A story like hers raises a multitude of questions. Interviewed by phone for NJJN in advance of a talk she will giving this Saturday, Oct. 14, at Bnai Keshet’s Kaplan Minyan, the Reconstructionist congregation in Montclair, she said, “I tell my audiences they can ask me anything — whatever you want. I don’t have to answer if I don’t want to.” With clear boundaries to protect her child and some aspects of her own searching, she strives to make the dialogue “as open as possible.”

Her post-chasidic learning began with English, which she barely knew, and all the trappings of the modern life that she had been shielded from, including social media, secular education, and taxes. Stein, a slender, lively figure, declared like a kind of Peter Pan: “I’ll never grow up!” — but, in fact, had to grow up very fast. Her first base was Footsteps, the organization that supports people breaking away from ultra-Orthodoxy, but it was still rough going.

Trying to get by as a secular man was hard, she said. “I sucked as a male. I could never figure out what to wear.” People attributed her “queerness” to coming from a fundamentalist background. So did she, and Stein assumed that her desire to be a woman would fall away as she became more comfortable in her new male role in the modern world. That didn’t happen.

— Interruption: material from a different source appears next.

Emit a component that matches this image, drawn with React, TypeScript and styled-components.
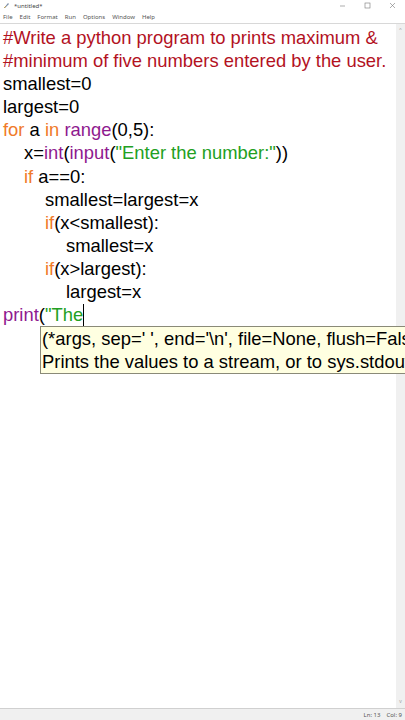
import React from "react";
import styled, { createGlobalStyle } from "styled-components";

const GlobalStyle = createGlobalStyle`
  html, body {
    margin: 0;
    padding: 0;
    background: #ffffff;
  }
  #root {
    width: 405px;
    height: 720px;
  }
`;

const Window = styled.div`
  width: 405px;
  height: 720px;
  display: flex;
  flex-direction: column;
  background: #fff;
  overflow: hidden;
  font-family: "Liberation Sans", Arial, sans-serif;
`;

const TitleBar = styled.div`
  height: 11px;
  display: flex;
  align-items: center;
  padding-left: 3px;
  font-family: "Noto Sans", sans-serif;
  font-size: 6px;
  color: #444;
`;

const TitleText = styled.span`
  margin-left: 4px;
  flex: 1;
`;

const WinButtons = styled.div`
  display: flex;
  align-items: center;
`;

const WinButton = styled.span`
  width: 25px;
  display: flex;
  justify-content: center;
  align-items: center;
`;

const MenuBar = styled.div`
  height: 12px;
  display: flex;
  align-items: center;
  gap: 7px;
  padding-left: 3px;
  font-family: "Noto Sans", sans-serif;
  font-size: 6px;
  color: #555;
  border-bottom: 1px solid #d8d8d8;
`;

const Body = styled.div`
  flex: 1;
  display: flex;
  min-height: 0;
`;

const Editor = styled.div`
  flex: 1;
  position: relative;
  font-size: 18.4px;
  line-height: 23.1px;
  color: #000;
  padding: 2px 0 0 3px;
`;

const Line = styled.div<{ $indent?: number }>`
  white-space: pre;
  padding-left: ${(p) => (p.$indent ?? 0) * 21}px;
  height: 23.1px;
`;

const Comment = styled.span`
  color: #b3121f;
`;
const Kw = styled.span`
  color: #f07a2a;
`;
const Builtin = styled.span`
  color: #8f1a8f;
`;
const Str = styled.span`
  color: #22a022;
`;

const Caret = styled.span`
  display: inline-block;
  width: 1px;
  height: 22px;
  background: #000;
  vertical-align: -5px;
`;

const CallTip = styled.div`
  position: absolute;
  top: 302px;
  left: 40px;
  width: 380px;
  padding-left: 1px;
  background: #ffffe1;
  border: 1px solid #8a8a78;
  font-size: 18.4px;
  line-height: 23px;
  white-space: pre;
  overflow: hidden;
`;

const Scrollbar = styled.div`
  width: 9px;
  background: #f0f0f0;
  display: flex;
  flex-direction: column;
  justify-content: space-between;
  align-items: center;
  padding: 3px 0 4px;
  font-size: 5px;
  color: #a0a0a0;
`;

const StatusBar = styled.div`
  height: 11px;
  border-top: 1px solid #d0d0d0;
  background: #f0f0f0;
  display: flex;
  align-items: center;
  justify-content: flex-end;
  gap: 6px;
  padding-right: 3px;
  font-family: "Noto Sans", sans-serif;
  font-size: 6px;
  color: #555;
`;

const FeatherIcon = () => (
  <svg width="7" height="7" viewBox="0 0 7 7">
    <path d="M1 6 L5 1 L6 2 L2 6 Z" fill="#7d8fa8" />
    <path d="M1 6 L3 4" stroke="#c8a040" strokeWidth="0.8" />
  </svg>
);

export default function App() {
  return (
    <>
      <GlobalStyle />
      <Window>
        <TitleBar>
          <FeatherIcon />
          <TitleText>*untitled*</TitleText>
          <WinButtons>
            <WinButton>
              <svg width="7" height="7" viewBox="0 0 7 7">
                <path d="M1 4 H6" stroke="#777" strokeWidth="0.6" />
              </svg>
            </WinButton>
            <WinButton>
              <svg width="7" height="7" viewBox="0 0 7 7">
                <rect x="1" y="1" width="5" height="5" fill="none" stroke="#777" strokeWidth="0.6" />
              </svg>
            </WinButton>
            <WinButton>
              <svg width="7" height="7" viewBox="0 0 7 7">
                <path d="M1 1 L6 6 M6 1 L1 6" stroke="#777" strokeWidth="0.6" />
              </svg>
            </WinButton>
          </WinButtons>
        </TitleBar>
        <MenuBar>
          <span>File</span>
          <span>Edit</span>
          <span>Format</span>
          <span>Run</span>
          <span>Options</span>
          <span>Window</span>
          <span>Help</span>
        </MenuBar>
        <Body>
          <Editor>
            <Line>
              <Comment>#Write a python program to prints maximum &amp;</Comment>
            </Line>
            <Line>
              <Comment>#minimum of five numbers entered by the user.</Comment>
            </Line>
            <Line>smallest=0</Line>
            <Line>largest=0</Line>
            <Line>
              <Kw>for</Kw> a <Kw>in</Kw> <Builtin>range</Builtin>(0,5):
            </Line>
            <Line $indent={1}>
              x=<Builtin>int</Builtin>(<Builtin>input</Builtin>(
              <Str>"Enter the number:"</Str>))
            </Line>
            <Line $indent={1}>
              <Kw>if</Kw> a==0:
            </Line>
            <Line $indent={2}>smallest=largest=x</Line>
            <Line $indent={2}>
              <Kw>if</Kw>(x&lt;smallest):
            </Line>
            <Line $indent={3}>smallest=x</Line>
            <Line $indent={2}>
              <Kw>if</Kw>(x&gt;largest):
            </Line>
            <Line $indent={3}>largest=x</Line>
            <Line>
              <Builtin>print</Builtin>(<Str>"The</Str>
              <Caret />
            </Line>
            <CallTip>
              <div>(*args, sep=' ', end='\n', file=None, flush=False)</div>
              <div>Prints the values to a stream, or to sys.stdout by default.</div>
            </CallTip>
          </Editor>
          <Scrollbar>
            <span>^</span>
            <span>v</span>
          </Scrollbar>
        </Body>
        <StatusBar>
          <span>Ln: 13</span>
          <span>Col: 9</span>
        </StatusBar>
      </Window>
    </>
  );
}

Instead, as soon as she accepted her female identity, things got easier. “I was good at being a woman,” she said. For some people, she told NJJN, it might be possible to accept the body they were born with while cross-dressing, and not seek medical intervention. For her that was out of the question. She grew her hair long, toyed with different shades of lipstick, and began hormone treatment. 

She was a solitary kid growing up. In her upper-middle-class neighborhood in Williamsburg, she attended yeshiva and did what was expected of a son, but made few friends. “I never enjoyed hanging out with boys,” she recalled. In fact, the girl she married at 18 was her first close confidant. They got on well, despite “complications” sexually. 

The only topic Stein never broached with her wife was gender dysphoria (when a person’s assigned gender conflicts with gender identity). It would have been completely beyond her wife’s realm of understanding, she said. Her own was pretty limited; it began with a Wikipedia entry she found while surreptitiously exploring the Internet on a friend’s tablet.

When Stein expressed her desire to break away from strict religious observance, her in-laws intervened to end the marriage. She hasn’t spoken to her ex, who has since remarried, since the day she left. Also, Stein’s father insisted that the family sever all contact with Stein.

Her payot (sidelocks) and beard shaven, black robes shed, and Yiddish accent gradually fading, Stein earned her high school diploma and is currently studying at Columbia University’s School of General Studies. She shares an apartment and loves cooking. A descendant of the Baal Shem Tov, founder of chasidism, Stein has become a member of Romemu, the Jewish Renewal congregation on Manhattan’s Upper West Side.

While studying gender studies and political science, Stein has also pursued her mission as an educator. She writes a blog, is working on a memoir, and has spoken extensively and been interviewed by print media and television from across the United States, Israel, Bulgaria, France, and Russia. Last year, she was selected by The New York Jewish Week, NJJN’s parent company, as one of their “36 Under 36” Jewish leaders. Not surprisingly, she also has a website,; a social media following; and her own Wikipedia page.

That ease in the public eye seems strange for someone so new to it and who is speaking a new language, although her English is fluent. Stein says it comes from growing up with grandfathers and a father who were public speakers. “Being in front of a camera was hard in the beginning, but now I don’t even think about it,” she said. Her focus is on her mission. 

“Most American Jews are very open. They’re the most progressive and welcoming people I’ve ever met,” she said. She would like them to go further, to put aside preconceptions and assumptions — about the chasidic community, many of whose traditions she still treasures, and those like her who don’t fit the binary idea of “normality.” 

“Everyone has their own story and their own pain,” she said.